Mapping User Journeys To Drive Product Strategy

We undertook a global user journey mapping initiative to create a holistic visualisation of our customers behaviours and attitudes across channels, time and markets.


Company:      Vogue

Length:           2 months

Completed:  August 2020

Team:              UX Lead, Senior UX Researcher, Product Designer (me)

Tools:               Miro, Figma

Business Goal

Use research findings to drive ongoing strategy and design initiatives for improving the user experience and business metrics.

The Challenge

Get insights on the factors that determine "highly engaged" vs "lowly engaged" users (users who are engaged with competitor solutions to meet their needs, just not with Vogue) across markets. Use these insights to uncover opportunities for improving the user experience and turn more customers into “highly engaged”.

My Role 

Responsible for note-taking all user interviews and moderating a few. Collaborated with UX Researchers to analyse and translate insights into key user journeys. Finally, worked closely with UX Lead to create detailed user journey maps.

Design Process

Define research areas

As a starting point, we focused on 2 markets (UK and India), within which we looked at 2 key Vogue segments.

Within these customer segments, we specifically looked at 5 key research areas:

  • Engagement triggers - What drives engagement with fashion content.
  • Goals - How these segments meet their needs and goals.
  • Channels & Competitors - How they currently engage with channels, as well as with our competitors.
  • Content - What they are looking for from fashion brands/content.
  • Opportunities - What are the opportunities for Vogue to better meet their needs/goals.


For each area, we triangulated existing research and data to identify any potential knowledge gaps, and then outlined a list of questions that would help us fill those.

Conduct user interviews

In total, between the researchers and myself, we conducted 24 user interviews remotely via Zoom, over the course of 4 days. All interviews were 45 mins long, exploratory in nature using open-ended and non-leading questions. I took notes in all but 4 interviews, of which I had the opportunity to moderate myself.

Analyse interview data

We then allocated and individually analysed the interview notes. This involved extracting the key takeaways for each research area, and mapping their engagement with fashion/beauty content over a typical day.
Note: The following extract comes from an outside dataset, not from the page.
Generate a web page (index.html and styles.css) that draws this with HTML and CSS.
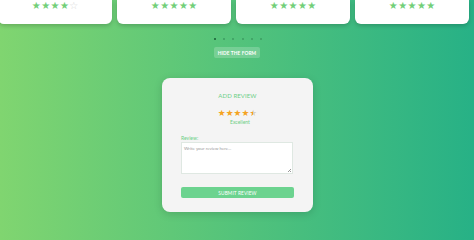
FILE: index.html
```html
<!DOCTYPE html>
<html>
<head>
<meta charset="utf-8">
<link rel="stylesheet" href="styles.css">
</head>
<body>
<div class="page">
  <div class="track">
    <div class="card"><div class="stars"><span>★</span><span>★</span><span>★</span><span>★</span><span class="off">☆</span></div></div>
    <div class="card"><div class="stars"><span>★</span><span>★</span><span>★</span><span>★</span><span>★</span></div></div>
    <div class="card"><div class="stars"><span>★</span><span>★</span><span>★</span><span>★</span><span>★</span></div></div>
    <div class="card"><div class="stars"><span>★</span><span>★</span><span>★</span><span>★</span><span>★</span></div></div>
  </div>
  <div class="dots">
    <span class="dot active"></span><span class="dot"></span><span class="dot"></span><span class="dot"></span><span class="dot"></span><span class="dot"></span>
  </div>
  <button class="toggle">HIDE THE FORM</button>
  <div class="form-card">
    <h2 class="title">ADD REVIEW</h2>
    <div class="rating">
      <span>★</span><span>★</span><span>★</span><span>★</span><span class="half">★</span>
    </div>
    <div class="rating-label">Excellent</div>
    <label class="label">Review:</label>
    <textarea class="area" placeholder="Write your review here..."></textarea>
    <button class="submit">SUBMIT REVIEW</button>
  </div>
</div>
</body>
</html>
```

FILE: styles.css
```css
html, body {
  margin: 0;
  padding: 0;
  height: 100%;
}
body {
  font-family: Lato, "Open Sans", sans-serif;
  background: linear-gradient(to right, #80d570, #27b186);
  overflow: hidden;
}
.page {
  display: flex;
  flex-direction: column;
  align-items: center;
}
.track {
  display: flex;
  gap: 5px;
  margin-left: -2px;
  align-self: flex-start;
}
.card {
  width: 114px;
  height: 24px;
  background: #fff;
  border-radius: 0 0 6px 6px;
  box-shadow: 0 2px 4px rgba(0, 0, 0, 0.18);
  display: flex;
  justify-content: center;
}
.stars {
  display: flex;
  gap: 0.4px;
  color: #72cf78;
  font-size: 10px;
  line-height: 10px;
  font-family: "DejaVu Sans", sans-serif;
  margin-top: 1px;
}
.stars .off {
  color: #d9d9d9;
}
.dots {
  display: flex;
  gap: 7.4px;
  margin-top: 13.5px;
  margin-left: 2px;
}
.dot {
  width: 2px;
  height: 2px;
  border-radius: 50%;
  background: #3c9c62;
}
.dot.active {
  background: #175c36;
}
.toggle {
  margin-top: 7.5px;
  width: 46px;
  height: 11px;
  padding: 0;
  border: none;
  border-radius: 2px;
  background: rgba(255, 255, 255, 0.2);
  color: #fff;
  font-family: Lato, sans-serif;
  font-size: 4.8px;
  font-weight: 700;
  letter-spacing: 0.1px;
}
.form-card {
  margin-top: 20px;
  width: 151px;
  height: 134px;
  box-sizing: border-box;
  background: #f4f4f4;
  border-radius: 8px;
  box-shadow: 0 2px 8px rgba(0, 0, 0, 0.15);
  padding: 14px 19px 0 19px;
  display: flex;
  flex-direction: column;
  margin-left: 1px;
}
.title {
  margin: 0;
  text-align: center;
  font-size: 6px;
  line-height: 7px;
  font-weight: 400;
  color: #6ccf86;
  letter-spacing: 0.1px;
}
.rating {
  margin-top: 9px;
  display: flex;
  justify-content: center;
  gap: 0;
  color: #f4a321;
  font-size: 8.8px;
  line-height: 10px;
  font-family: "DejaVu Sans", sans-serif;
}
.rating .half {
  background: linear-gradient(to right, #f4a321 55%, #d0d0d0 55%);
  -webkit-background-clip: text;
  background-clip: text;
  color: transparent;
}
.rating-label {
  margin-top: 1px;
  text-align: center;
  font-size: 5px;
  line-height: 6px;
  color: #6ccf86;
  padding-left: 5px;
}
.label {
  margin-top: 10px;
  font-size: 5px;
  line-height: 6px;
  color: #6ccf86;
}
.area {
  margin-top: 1px;
  width: 112px;
  height: 32px;
  box-sizing: border-box;
  border: 1px solid #dfe8e2;
  background-color: #fff;
  background-image: linear-gradient(135deg, transparent 45%, #999 45%, #999 55%, transparent 55%, transparent 75%, #999 75%, #999 85%, transparent 85%);
  background-size: 3px 3px;
  background-position: right 1px bottom 1px;
  background-repeat: no-repeat;
  padding: 3px 2px;
  font-family: Lato, sans-serif;
  font-size: 4.4px;
  resize: none;
  outline: none;
}
.area::placeholder {
  color: #9a9a9a;
}
.submit {
  margin-top: 13px;
  width: 113px;
  height: 11px;
  padding: 0;
  border: none;
  border-radius: 2px;
  background: #6cd38f;
  color: #fff;
  font-family: Lato, sans-serif;
  font-size: 4.8px;
  letter-spacing: 0.1px;
}
```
As part of an affinity mapping working led by the UX researchers, we mapped the takeaways into common themes, to uncover behavioural and attitudinal patterns relevant to each segment.

results

Render user journey maps

The research findings showed that users primarily engage with Vogue in 4 ways, which we then rendered as the key user journeys.

For each journey, we defined what pulls and pushes users to/from Vogue and hence what opportunities and initiatives we can drive forward. We created journey maps that describe in detail users’ experience with Vogue across segments and markets, supplemented with the right data.

retro

Lesson Learned

One of the challenges we faced during the project was the fact that journey maps tend to be created and used once, maybe a few times at best. However, we wanted to ensure they would be living, breathing documents that can be scaled and updated with insights from both user and data studies every quarter, as well as used by cross functional teams across markets to inform design initiatives.


This meant revisiting our detailed journey maps to find the best way to communicate key takeaways. As such, we created a master deck that clearly documented our approach, the key takeaways, user journey summaries and links to the detailed journey maps for those who wanted to dive deeper into the data and detailed sequence of user interactions.